Pleistocene coastal terraces of Kaikoura Peninsula and the Marlborough coast, South Island, New Zealand

Abstract
Pleistocene marine terraces along the Marlborough coast, South Island, New Zealand, have been re‐examined with detailed stratigraphic observations, accurate height data, and amino acid and thermo‐luminescence (TL) geochronology. Marine terraces range in age from c. 220 ka (oxygen isotope stage 7) to c. 60 ka (oxygen isotope stage 3), in the area from Cape Campbell to Conway River. At Kaikoura Peninsula, five marine terraces are preserved. The marine fauna, loess stratigraphy, and amino acid dating of Tawera spissa, from the Kaikoura I (highest) terrace and from the highest terrace at Haumuri Bluffs (Tarapuhi Terrace), indicate a correlation to oxygen isotope substage 5c, with an age of 100 ka. North of the Clarence River, marine terraces (including the Parikawa Formation) are correlated to oxygen isotope substage 5e of the last interglacial. TL dating of loess supports this interpretation. The Winterholme Formation terrace at Kekerengu is reinterpreted as a last glaciation fluvioglacial terrace graded to a low‐stand of the sea.
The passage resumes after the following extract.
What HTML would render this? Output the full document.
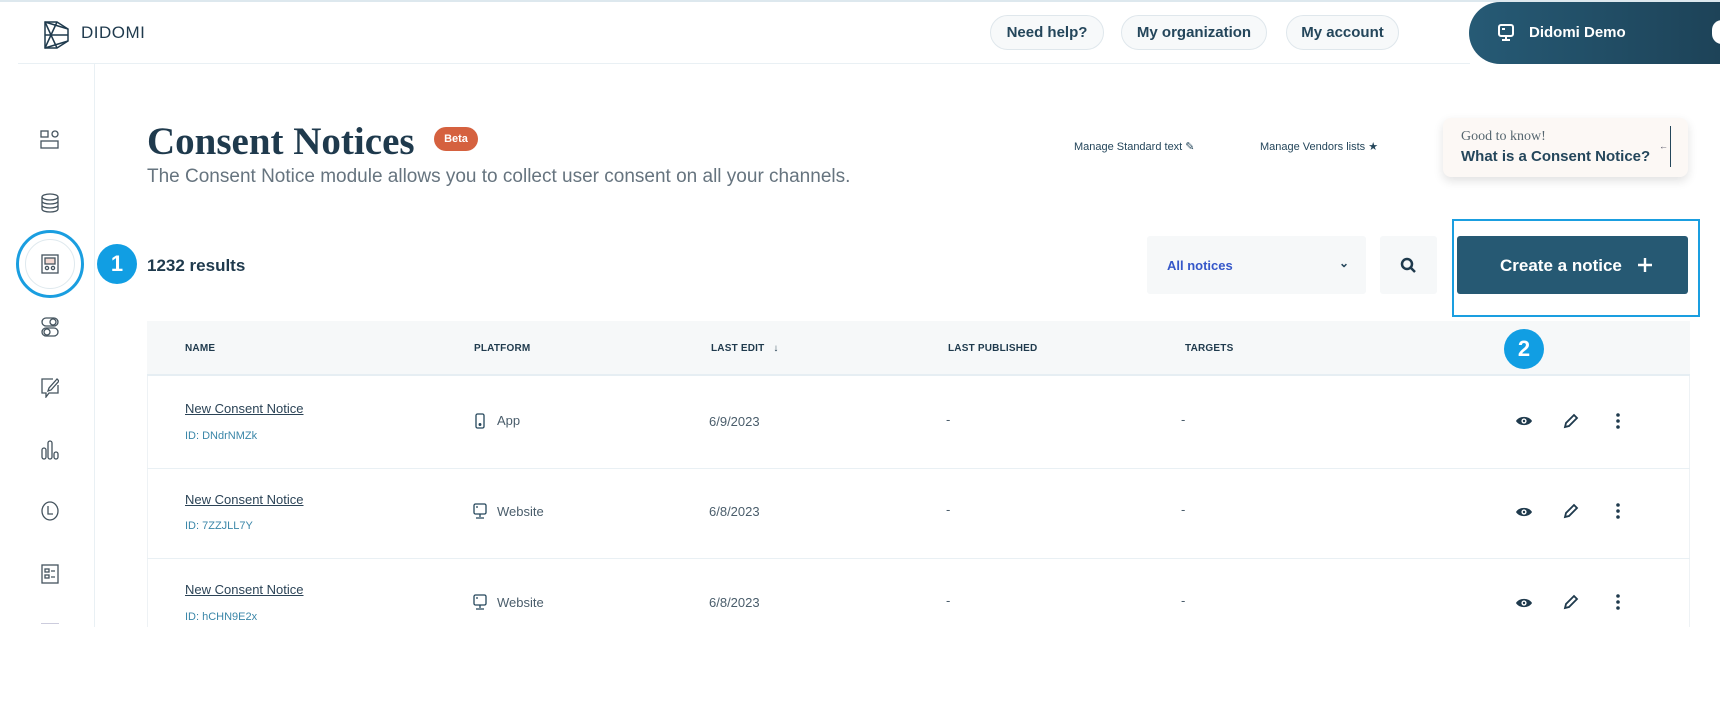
<!DOCTYPE html>
<html><head><meta charset="utf-8"><style>
*{margin:0;padding:0;box-sizing:border-box}
body{width:1720px;height:704px;background:#fff;font-family:"Liberation Sans",sans-serif;color:#1f3a4d;position:relative;overflow:hidden}
.a{position:absolute}
.btn{position:absolute;top:15px;height:35px;border:1px solid #dfe7ec;border-radius:18px;background:#f7f9fa;font-size:15px;font-weight:bold;color:#24465b;display:flex;align-items:center;justify-content:center}
.th{position:absolute;top:343px;font-size:10px;font-weight:bold;color:#1f3a4d;letter-spacing:.2px}
.nm{position:absolute;left:185px;font-size:13px;color:#2b4356;text-decoration:underline}
.id{position:absolute;left:185px;font-size:11px;color:#3a86a8}
.c{position:absolute;font-size:13px;color:#4a5d6b}
</style></head><body>
<div class="a" style="left:0;top:0;width:1720px;height:2px;background:#dde8ee"></div>
<div class="a" style="left:18px;top:63px;width:1452px;height:1px;background:#e9f0f4"></div>
<svg class="a" style="left:43px;top:20px" width="27" height="30" viewBox="0 0 27 30" fill="none" stroke="#1f3a4d" stroke-width="1.5"><path d="M2 2h12l11 7v12l-11 7H2z"/><path d="M2 2l23 7M2 28l23-7M14 2L2 28M14 28L2 2M2 15h23"/></svg>
<div class="a" style="left:81px;top:23px;font-size:17px;color:#1f3a4d;letter-spacing:.5px">DIDOMI</div>
<div class="btn" style="left:990px;width:114px">Need help?</div>
<div class="btn" style="left:1121px;width:146px">My organization</div>
<div class="btn" style="left:1286px;width:113px">My account</div>
<div class="a" style="left:1469px;top:2px;width:260px;height:62px;border-radius:31px 0 0 31px;background:linear-gradient(90deg,#265a75,#1d4257)"></div>
<svg class="a" style="left:1498px;top:24px" width="16" height="18" viewBox="0 0 16 18" fill="none" stroke="#fff" stroke-width="2"><rect x="1" y="1" width="14" height="11" rx="2"/><path d="M4 5h3M8 12v4M4 16h8"/></svg>
<div class="a" style="left:1529px;top:24px;font-size:15px;font-weight:bold;color:#fff">Didomi Demo</div>
<div class="a" style="left:1712px;top:20px;width:20px;height:24px;border-radius:12px;background:#fff"></div>
<div class="a" style="left:94px;top:64px;width:1px;height:563px;background:#e9f0f4"></div>
<svg class="a" style="left:40px;top:130px" width="20" height="20" viewBox="0 0 20 20" fill="none" stroke="#44535e" stroke-width="1.3"><rect x="1" y="1" width="7" height="6"/><circle cx="15" cy="4" r="3"/><rect x="1" y="11" width="17" height="7"/></svg>
<svg class="a" style="left:41px;top:193px" width="18" height="20" viewBox="0 0 18 20" fill="none" stroke="#44535e" stroke-width="1.3"><ellipse cx="9" cy="4" rx="8" ry="3"/><path d="M1 4v12c0 2 4 3 8 3s8-1 8-3V4M1 8c0 2 4 3 8 3s8-1 8-3M1 12c0 2 4 3 8 3s8-1 8-3"/></svg>
<div class="a" style="left:16px;top:230px;width:68px;height:68px;border-radius:50%;border:3px solid #1a9ee0"></div>
<div class="a" style="left:25px;top:239px;width:50px;height:50px;border-radius:50%;border:1px solid #dfe9ee"></div>
<svg class="a" style="left:41px;top:254px" width="18" height="20" viewBox="0 0 18 20" fill="none" stroke="#44535e" stroke-width="1.3"><rect x="1" y="1" width="16" height="18"/><rect x="4" y="4" width="10" height="6" fill="#f3d9d2"/><circle cx="6" cy="14" r="1.6"/><circle cx="12" cy="14" r="1.6"/></svg>
<svg class="a" style="left:41px;top:317px" width="18" height="20" viewBox="0 0 18 20" fill="none" stroke="#44535e" stroke-width="1.3"><rect x="1" y="1" width="16" height="8" rx="4"/><rect x="1" y="11" width="16" height="8" rx="4"/><circle cx="12" cy="5" r="3"/><circle cx="6" cy="15" r="3"/></svg>
<svg class="a" style="left:41px;top:378px" width="18" height="20" viewBox="0 0 18 20" fill="none" stroke="#44535e" stroke-width="1.3"><path d="M12 1H1v14h4v4l3-4h9V7"/><path d="M16 1l-8 9-1 3 3-1 8-9z"/></svg>
<svg class="a" style="left:41px;top:440px" width="18" height="20" viewBox="0 0 18 20" fill="none" stroke="#44535e" stroke-width="1.3"><rect x="1" y="8" width="4" height="11" rx="2"/><rect x="7" y="1" width="4" height="18" rx="2"/><rect x="13" y="12" width="4" height="7" rx="2"/></svg>
<svg class="a" style="left:41px;top:501px" width="18" height="20" viewBox="0 0 18 20" fill="none" stroke="#44535e" stroke-width="1.3"><ellipse cx="9" cy="10" rx="8" ry="9"/><path d="M7 5v8h5"/></svg>
<svg class="a" style="left:41px;top:564px" width="18" height="20" viewBox="0 0 18 20" fill="none" stroke="#44535e" stroke-width="1.3"><rect x="1" y="1" width="16" height="18"/><rect x="4" y="5" width="4" height="3"/><rect x="4" y="11" width="4" height="3"/><path d="M10 7h4M10 13h4"/></svg>
<div class="a" style="left:41px;top:623px;width:18px;height:4px;border-top:1.3px solid #ccd;"></div>
<div class="a" style="left:97px;top:244px;width:40px;height:40px;border-radius:50%;background:#119ee3;color:#fff;font-weight:bold;font-size:22px;text-align:center;line-height:40px">1</div>
<div class="a" style="left:147px;top:119px;font-family:'Liberation Serif',serif;font-weight:bold;font-size:39px;color:#1f3a4d">Consent Notices</div>
<div class="a" style="left:434px;top:127px;width:44px;height:24px;border-radius:12px;background:#d5613f;color:#fff;font-size:11px;font-weight:bold;text-align:center;line-height:24px">Beta</div>
<div class="a" style="left:147px;top:166px;font-size:19px;color:#66747f">The Consent Notice module allows you to collect user consent on all your channels.</div>
<div class="a" style="left:1074px;top:140px;font-size:11px;color:#24465b">Manage Standard text &#x270E;</div>
<div class="a" style="left:1260px;top:140px;font-size:11px;color:#24465b">Manage Vendors lists &#x2605;</div>
<div class="a" style="left:1443px;top:118px;width:245px;height:59px;border-radius:8px;background:#fcf8f5;box-shadow:0 4px 10px rgba(0,0,0,.12)"></div>
<div class="a" style="left:1461px;top:129px;font-family:'Liberation Serif',serif;font-size:14px;color:#56666f">Good to know!</div>
<div class="a" style="left:1461px;top:148px;font-size:15px;font-weight:bold;color:#24465b">What is a Consent Notice?</div>
<div class="a" style="left:1659px;top:141px;font-size:9px;color:#556">&larr;</div>
<div class="a" style="left:1670px;top:126px;width:1px;height:41px;background:#24465b"></div>
<div class="a" style="left:147px;top:256px;font-size:17px;font-weight:bold;color:#1f3a4d">1232 results</div>
<div class="a" style="left:1147px;top:236px;width:219px;height:58px;background:#f6f8f9;border-radius:3px"></div>
<div class="a" style="left:1167px;top:258px;font-size:13px;font-weight:bold;color:#3557c9">All notices</div>
<div class="a" style="left:1339px;top:256px;font-size:12px;font-weight:bold;color:#24465b">&#x2304;</div>
<div class="a" style="left:1380px;top:236px;width:57px;height:58px;background:#f6f8f9;border-radius:3px"></div>
<svg class="a" style="left:1400px;top:257px" width="17" height="17" viewBox="0 0 17 17" fill="none" stroke="#1f3a4d" stroke-width="2.5"><circle cx="7" cy="7" r="5"/><path d="M11 11l4 4"/></svg>
<div class="a" style="left:1452px;top:219px;width:248px;height:98px;border:2px solid #1a9ee0"></div>
<div class="a" style="left:1457px;top:236px;width:231px;height:58px;background:#265973;border-radius:3px"></div>
<div class="a" style="left:1500px;top:256px;font-size:17px;font-weight:bold;color:#fff">Create a notice</div>
<svg class="a" style="left:1637px;top:257px" width="16" height="16" viewBox="0 0 16 16" stroke="#fff" stroke-width="2.4"><path d="M8 1v14M1 8h14"/></svg>
<div class="a" style="left:147px;top:321px;width:1543px;height:306px;border:1px solid #eef2f5;border-bottom:none"></div>
<div class="a" style="left:147px;top:321px;width:1543px;height:55px;background:#f6f8f9;border-bottom:2px solid #e6eef3"></div>
<div class="th" style="left:185px">NAME</div>
<div class="th" style="left:474px">PLATFORM</div>
<div class="th" style="left:711px">LAST EDIT &nbsp;&nbsp;&darr;</div>
<div class="th" style="left:948px">LAST PUBLISHED</div>
<div class="th" style="left:1185px">TARGETS</div>
<div class="a" style="left:1504px;top:329px;width:40px;height:40px;border-radius:50%;background:#119ee3;color:#fff;font-weight:bold;font-size:22px;text-align:center;line-height:40px">2</div>
<div class="a" style="left:147px;top:468px;width:1543px;height:1px;background:#e9f0f4"></div>
<div class="a" style="left:147px;top:558px;width:1543px;height:1px;background:#e9f0f4"></div>
<div class="nm" style="top:401px">New Consent Notice</div><div class="id" style="top:430px">ID: DNdrNMZk</div>
<div class="nm" style="top:492px">New Consent Notice</div><div class="id" style="top:520px">ID: 7ZZJLL7Y</div>
<div class="nm" style="top:582px">New Consent Notice</div><div class="id" style="top:611px">ID: hCHN9E2x</div>
<svg class="a" style="left:475px;top:413px" width="10" height="16" viewBox="0 0 10 16" fill="none" stroke="#24465b" stroke-width="1.3"><rect x="1" y="1" width="8" height="14" rx="1.5"/><circle cx="5" cy="11.5" r=".8" fill="#24465b"/></svg>
<div class="c" style="left:497px;top:413px">App</div>
<svg class="a" style="left:473px;top:503px" width="14" height="16" viewBox="0 0 14 16" fill="none" stroke="#24465b" stroke-width="1.3"><rect x="1" y="1" width="12" height="10" rx="1.5"/><path d="M3 4h2M7 11v3M3 15h8"/></svg>
<div class="c" style="left:497px;top:504px">Website</div>
<svg class="a" style="left:473px;top:594px" width="14" height="16" viewBox="0 0 14 16" fill="none" stroke="#24465b" stroke-width="1.3"><rect x="1" y="1" width="12" height="10" rx="1.5"/><path d="M3 4h2M7 11v3M3 15h8"/></svg>
<div class="c" style="left:497px;top:595px">Website</div>
<div class="c" style="left:709px;top:414px">6/9/2023</div>
<div class="c" style="left:709px;top:504px">6/8/2023</div>
<div class="c" style="left:709px;top:595px">6/8/2023</div>
<div class="c" style="left:946px;top:412px">-</div><div class="c" style="left:1181px;top:412px">-</div>
<div class="c" style="left:946px;top:502px">-</div><div class="c" style="left:1181px;top:502px">-</div>
<div class="c" style="left:946px;top:593px">-</div><div class="c" style="left:1181px;top:593px">-</div>
<svg width="0" height="0" style="position:absolute"><defs>
<g id="eye"><path d="M1 7C4 1.5 14 1.5 17 7C14 12.5 4 12.5 1 7z" fill="#1f3a4d"/><circle cx="9" cy="7" r="2.6" fill="#fff"/><circle cx="9" cy="7" r="1.2" fill="#1f3a4d"/></g>
<g id="pen" fill="none" stroke="#1f3a4d" stroke-width="1.8"><path d="M3 15l1-4 8-8 3 3-8 8z"/></g>
<g id="dots" fill="#1f3a4d"><circle cx="3" cy="2" r="1.8"/><circle cx="3" cy="8" r="1.8"/><circle cx="3" cy="14" r="1.8"/></g>
</defs></svg>
<svg class="a" style="left:1515px;top:414px" width="18" height="14"><use href="#eye"/></svg>
<svg class="a" style="left:1562px;top:412px" width="18" height="18"><use href="#pen"/></svg>
<svg class="a" style="left:1615px;top:413px" width="6" height="16"><use href="#dots"/></svg>
<svg class="a" style="left:1515px;top:505px" width="18" height="14"><use href="#eye"/></svg>
<svg class="a" style="left:1562px;top:502px" width="18" height="18"><use href="#pen"/></svg>
<svg class="a" style="left:1615px;top:503px" width="6" height="16"><use href="#dots"/></svg>
<svg class="a" style="left:1515px;top:596px" width="18" height="14"><use href="#eye"/></svg>
<svg class="a" style="left:1562px;top:593px" width="18" height="18"><use href="#pen"/></svg>
<svg class="a" style="left:1615px;top:594px" width="6" height="16"><use href="#dots"/></svg>
</body></html>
Therefore, we abandon the use of Winterholme and Parikawa Formations and, instead, correlate terraces to the geo‐chronometrically and astronomically tuned oxygen isotope chronology. Maximum late Pleistocene uplift rates vary from c. 2 m/ ka at Conway River, 1.3 m/ka at Haumuri Bluffs, 1.1 m/ka at Kaikoura, and 1.1 m/ka at Clarence River, to c. 0.5 m/ka in the Long Point area, c. 10 km south of Cape Campbell. Local structures, rather than regional uplift related to subduction, appear to be primarily responsible for uplift, and in at least three of the four areas, the causative faults are contractional fault/fold structures between or south of the major strike‐slip faults of the Marlborough fault system.